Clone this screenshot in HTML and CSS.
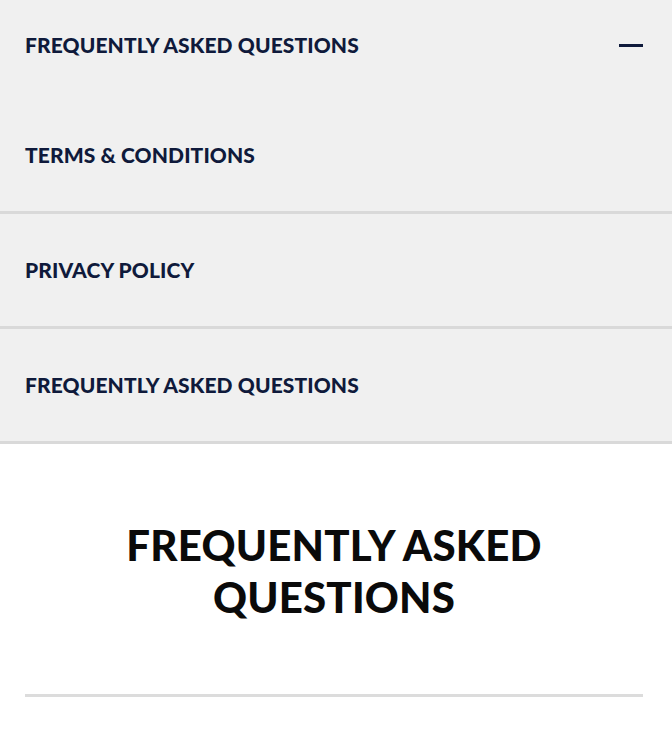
FILE: index.html
```html
<!DOCTYPE html>
<html lang="en">
<head>
<meta charset="utf-8">
<title>FAQ</title>
<link rel="stylesheet" href="styles.css">
</head>
<body>
<section class="accordion">
  <div class="acc-head">
    <span class="acc-title">FREQUENTLY ASKED QUESTIONS</span>
    <span class="minus" aria-hidden="true"></span>
  </div>
  <ul class="acc-list">
    <li class="acc-item">TERMS &amp; CONDITIONS</li>
    <li class="acc-item">PRIVACY POLICY</li>
    <li class="acc-item">FREQUENTLY ASKED QUESTIONS</li>
  </ul>
</section>
<section class="faq">
  <h1 class="faq-title">FREQUENTLY ASKED<br>QUESTIONS</h1>
  <hr class="faq-rule">
</section>
</body>
</html>
```

FILE: styles.css
```css
html, body {
  margin: 0;
  padding: 0;
  background: #ffffff;
}
body {
  font-family: "Lato", "Noto Sans", sans-serif;
  width: 672px;
}
.accordion {
  background: #f0f0f0;
}
.acc-head {
  height: 99px;
  box-sizing: border-box;
  padding: 0 29px 10px 25px;
  display: flex;
  align-items: center;
  justify-content: space-between;
}
.acc-title,
.acc-item {
  color: #0f1a3b;
  font-weight: 900;
  font-size: 21px;
  letter-spacing: 0.1px;
}
.minus {
  display: block;
  width: 24px;
  height: 3px;
  margin-top: 1px;
  background: #0f1a3b;
}
.acc-list {
  list-style: none;
  margin: 0;
  padding: 0;
}
.acc-item {
  height: 112px;
  padding-left: 25px;
  padding-bottom: 2px;
  box-sizing: content-box;
  display: flex;
  align-items: center;
  border-bottom: 3px solid #d9d9d9;
}
.acc-item {
  height: 110px;
}
.faq {
  padding: 75px 29px 0 25px;
}
.faq-title {
  margin: 0;
  text-align: center;
  color: #0a0a0a;
  font-weight: 900;
  font-size: 42px;
  line-height: 52px;
  letter-spacing: 0.2px;
}
.faq-rule {
  margin: 71px 0 0;
  border: 0;
  height: 3px;
  background: #dcdcdc;
}
```
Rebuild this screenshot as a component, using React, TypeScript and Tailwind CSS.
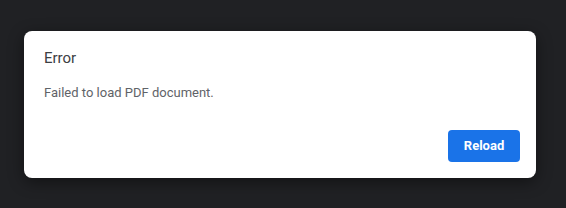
export default function App() {
  return (
    <div
      className="w-[566px] h-[208px] bg-[#202124] pt-[31px] pl-[24px]"
      style={{ fontFamily: 'Roboto, "Liberation Sans", sans-serif' }}
    >
      <div className="w-[512px] h-[147px] bg-white rounded-[8px] shadow-[0_4px_16px_rgba(0,0,0,0.45)] flex flex-col pl-[20px] pr-[16px] pt-[17px] pb-[16px]">
        <h1 className="text-[15px] leading-[20px] text-[#3c4043]">Error</h1>
        <p className="mt-[15px] text-[13px] leading-[20px] text-[#5f6368]">Failed to load PDF document.</p>
        <div className="mt-auto flex justify-end">
          <button className="w-[72px] h-[32px] rounded-[4px] bg-[#1a73e8] text-white text-[13px] font-bold">
            Reload
          </button>
        </div>
      </div>
    </div>
  );
}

· · · · · · ·

**Problem description**
Set down the material exactly, every line of it, except for the pictures.

**Right answer**
Clone this screenshot in HTML and CSS.
FILE: index.html
```html
<!DOCTYPE html>
<html lang="en">
<head>
<meta charset="utf-8">
<title>FAQ</title>
<link rel="stylesheet" href="styles.css">
</head>
<body>
<section class="accordion">
  <div class="acc-head">
    <span class="acc-title">FREQUENTLY ASKED QUESTIONS</span>
    <span class="minus" aria-hidden="true"></span>
  </div>
  <ul class="acc-list">
    <li class="acc-item">TERMS &amp; CONDITIONS</li>
    <li class="acc-item">PRIVACY POLICY</li>
    <li class="acc-item">FREQUENTLY ASKED QUESTIONS</li>
  </ul>
</section>
<section class="faq">
  <h1 class="faq-title">FREQUENTLY ASKED<br>QUESTIONS</h1>
  <hr class="faq-rule">
</section>
</body>
</html>
```

FILE: styles.css
```css
html, body {
  margin: 0;
  padding: 0;
  background: #ffffff;
}
body {
  font-family: "Lato", "Noto Sans", sans-serif;
  width: 672px;
}
.accordion {
  background: #f0f0f0;
}
.acc-head {
  height: 99px;
  box-sizing: border-box;
  padding: 0 29px 10px 25px;
  display: flex;
  align-items: center;
  justify-content: space-between;
}
.acc-title,
.acc-item {
  color: #0f1a3b;
  font-weight: 900;
  font-size: 21px;
  letter-spacing: 0.1px;
}
.minus {
  display: block;
  width: 24px;
  height: 3px;
  margin-top: 1px;
  background: #0f1a3b;
}
.acc-list {
  list-style: none;
  margin: 0;
  padding: 0;
}
.acc-item {
  height: 112px;
  padding-left: 25px;
  padding-bottom: 2px;
  box-sizing: content-box;
  display: flex;
  align-items: center;
  border-bottom: 3px solid #d9d9d9;
}
.acc-item {
  height: 110px;
}
.faq {
  padding: 75px 29px 0 25px;
}
.faq-title {
  margin: 0;
  text-align: center;
  color: #0a0a0a;
  font-weight: 900;
  font-size: 42px;
  line-height: 52px;
  letter-spacing: 0.2px;
}
.faq-rule {
  margin: 71px 0 0;
  border: 0;
  height: 3px;
  background: #dcdcdc;
}
```
Rebuild this screenshot as a component, using React, TypeScript and Tailwind CSS.
export default function App() {
  return (
    <div
      className="w-[566px] h-[208px] bg-[#202124] pt-[31px] pl-[24px]"
      style={{ fontFamily: 'Roboto, "Liberation Sans", sans-serif' }}
    >
      <div className="w-[512px] h-[147px] bg-white rounded-[8px] shadow-[0_4px_16px_rgba(0,0,0,0.45)] flex flex-col pl-[20px] pr-[16px] pt-[17px] pb-[16px]">
        <h1 className="text-[15px] leading-[20px] text-[#3c4043]">Error</h1>
        <p className="mt-[15px] text-[13px] leading-[20px] text-[#5f6368]">Failed to load PDF document.</p>
        <div className="mt-auto flex justify-end">
          <button className="w-[72px] h-[32px] rounded-[4px] bg-[#1a73e8] text-white text-[13px] font-bold">
            Reload
          </button>
        </div>
      </div>
    </div>
  );
}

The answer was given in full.